Die Exkommunikation ist bei Missbrauch allerdings nicht vorgesehen, da es sich dabei um eine sogenannte Beugestrafe handelt, die nur solange aufrechterhalten werden darf, bis der Betroffene sich beugt, also bessert oder glaubhaft Besserung gelobt. Im Gegensatz dazu stehen Sühnestrafen - wie die Entlassung aus dem Klerikerstand - die in erster Linie der Sanktionierung der Täter dienen sollen.

Kirchliche Gerichte entscheiden

Wie in weltlichen Gerichten finden auch in der katholischen Kirche Strafverfahren mit Richtern, Anwälten und Anklägern statt. Bei Missbrauchsfällen ist die vatikanische Glaubenskongregation zuständig. Bischöfe müssen ihr alle glaubhaften Fälle von Missbrauch durch Kleriker in ihrem Verantwortungsbereich melden.

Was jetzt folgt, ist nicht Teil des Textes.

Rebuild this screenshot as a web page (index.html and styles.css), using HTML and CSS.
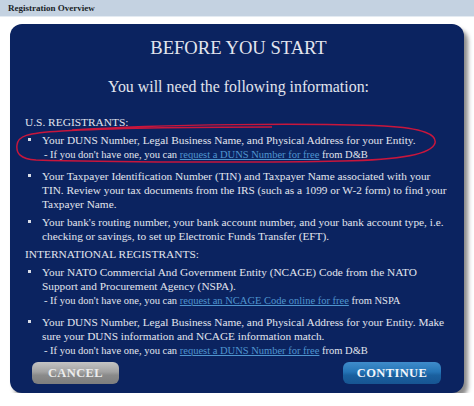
FILE: index.html
```html
<!DOCTYPE html>
<html lang="en">
<head>
    <meta charset="UTF-8">
    <meta name="viewport" content="width=device-width, initial-scale=1.0">
    <title>Registration Overview</title>
    <link rel="stylesheet" href="styles.css">
</head>
<body>
    <header class="titlebar">Registration Overview</header>
    <div class="panel">
        <h1>BEFORE YOU START</h1>
        <h2>You will need the following information:</h2>

        <div class="section">U.S. REGISTRANTS:</div>
        <ul class="items">
            <li class="has-note">
                Your DUNS Number, Legal Business Name, and Physical Address for your Entity.
                <div class="note">- If you don't have one, you can <a href="#">request a DUNS Number for free</a> from D&amp;B</div>
            </li>
            <li>Your Taxpayer Identification Number (TIN) and Taxpayer Name associated with your TIN. Review your tax documents from the IRS (such as a 1099 or W-2 form) to find your Taxpayer Name.</li>
            <li>Your bank's routing number, your bank account number, and your bank account type, i.e. checking or savings, to set up Electronic Funds Transfer (EFT).</li>
        </ul>

        <div class="section section-intl">INTERNATIONAL REGISTRANTS:</div>
        <ul class="items">
            <li class="has-note">
                Your NATO Commercial And Government Entity (NCAGE) Code from the NATO Support and Procurement Agency (NSPA).
                <div class="note">- If you don't have one, you can <a href="#">request an NCAGE Code online for free</a> from NSPA</div>
            </li>
            <li class="has-note">
                Your DUNS Number, Legal Business Name, and Physical Address for your Entity. Make sure your DUNS information and NCAGE information match.
                <div class="note">- If you don't have one, you can <a href="#">request a DUNS Number for free</a> from D&amp;B</div>
            </li>
        </ul>

        <div class="actions">
            <button class="btn btn-cancel">CANCEL</button>
            <button class="btn btn-continue">CONTINUE</button>
        </div>

        <!-- hand drawn highlight from the screenshot -->
        <svg class="scribble" width="430" height="44" viewBox="0 0 430 44">
            <path d="M60 7 C150 1 300 0 372 3 C412 5 425 12 423 20 C420 31 390 37 330 38 C240 40 90 39 24 37 C8 36 4 30 5 22 C6 13 14 10 50 8 C120 4 210 4 260 4"
                  fill="none" stroke="#c8163c" stroke-width="1.5"/>
        </svg>
    </div>
</body>
</html>
```
FILE: styles.css
```css
body {
    margin: 0;
    padding: 0;
    background: #ffffff;
    font-family: "Liberation Serif", "Times New Roman", serif;
}

.titlebar {
    height: 16px;
    line-height: 16px;
    padding-left: 8px;
    background-color: #c4d2e1;
    border-bottom: 1px solid #e4ebf2;
    color: #1a1f28;
    font-size: 9px;
    font-weight: bold;
}

.panel {
    position: relative;
    margin: 7px 0 0 10px;
    width: 454px;
    height: 369px;
    box-sizing: border-box;
    padding: 13px 12px 0 15px;
    background-color: #0b2360;
    border-radius: 12px;
    box-shadow: 4px 5px 4px rgba(60, 60, 60, 0.6);
    color: #e2e5ee;
}

.panel h1 {
    margin: 0;
    font-size: 18.6px;
    font-weight: normal;
    line-height: 22px;
    text-align: center;
}

.panel h2 {
    margin: 17px 0 0 0;
    font-size: 15.9px;
    font-weight: normal;
    line-height: 22px;
    text-align: center;
}

.section {
    font-size: 11.4px;
    line-height: 14px;
    margin-top: 17px;
}

.section-intl {
    margin-top: 2px;
}

.items {
    list-style: none;
    margin: 4px 0 0 0;
    padding: 0;
}

.items li {
    position: relative;
    padding-left: 17px;
    font-size: 11.3px;
    line-height: 14px;
    margin-bottom: 4px;
}

.items li.has-note {
    margin-bottom: 7px;
}

.items li::before {
    content: "";
    position: absolute;
    left: 3px;
    top: 5px;
    width: 3px;
    height: 3px;
    background: #d8dce6;
}

.note {
    font-size: 10.5px;
    line-height: 14px;
    margin-top: 1px;
    padding-left: 2px;
}

.note a {
    color: #4f95cf;
}

.actions {
    display: flex;
    justify-content: space-between;
    margin-top: -3px;
    padding: 0 11px 0 7px;
}

.btn {
    height: 22px;
    border: none;
    border-radius: 6px;
    font-family: "Liberation Serif", "Times New Roman", serif;
    font-size: 12.5px;
    font-weight: bold;
    letter-spacing: 0.4px;
    cursor: pointer;
}

.btn-cancel {
    width: 87px;
    background: linear-gradient(#c4c4c4, #a2a2a2 45%, #8a8a8a 60%, #7e7e7e);
    color: #ececec;
}

.btn-continue {
    width: 98px;
    background: linear-gradient(#3f8ccb, #2574b6 45%, #1a609f 60%, #175592);
    color: #f2f5fa;
}

.scribble {
    position: absolute;
    left: 2px;
    top: 99px;
}
```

Die Entscheidung, wie dann zu verfahren ist, trifft die Glaubenskongregation. Sie kann selbst ein Verfahren durchführen oder die Ortskirche damit beauftragen. In besonders schweren Fällen, bei denen die Straftat offenkundig ist, kann der Papst die Entscheidung über die Entlassung aus dem Klerikerstand oder die Absetzung direkt fällen. Seit 2016 soll auch härter gegen jene Kleriker vorgegangen werden, die Missbrauch vertuschten, wie es über Jahrzehnte hinweg geschehen ist. Ihnen droht mittlerweile die Absetzung.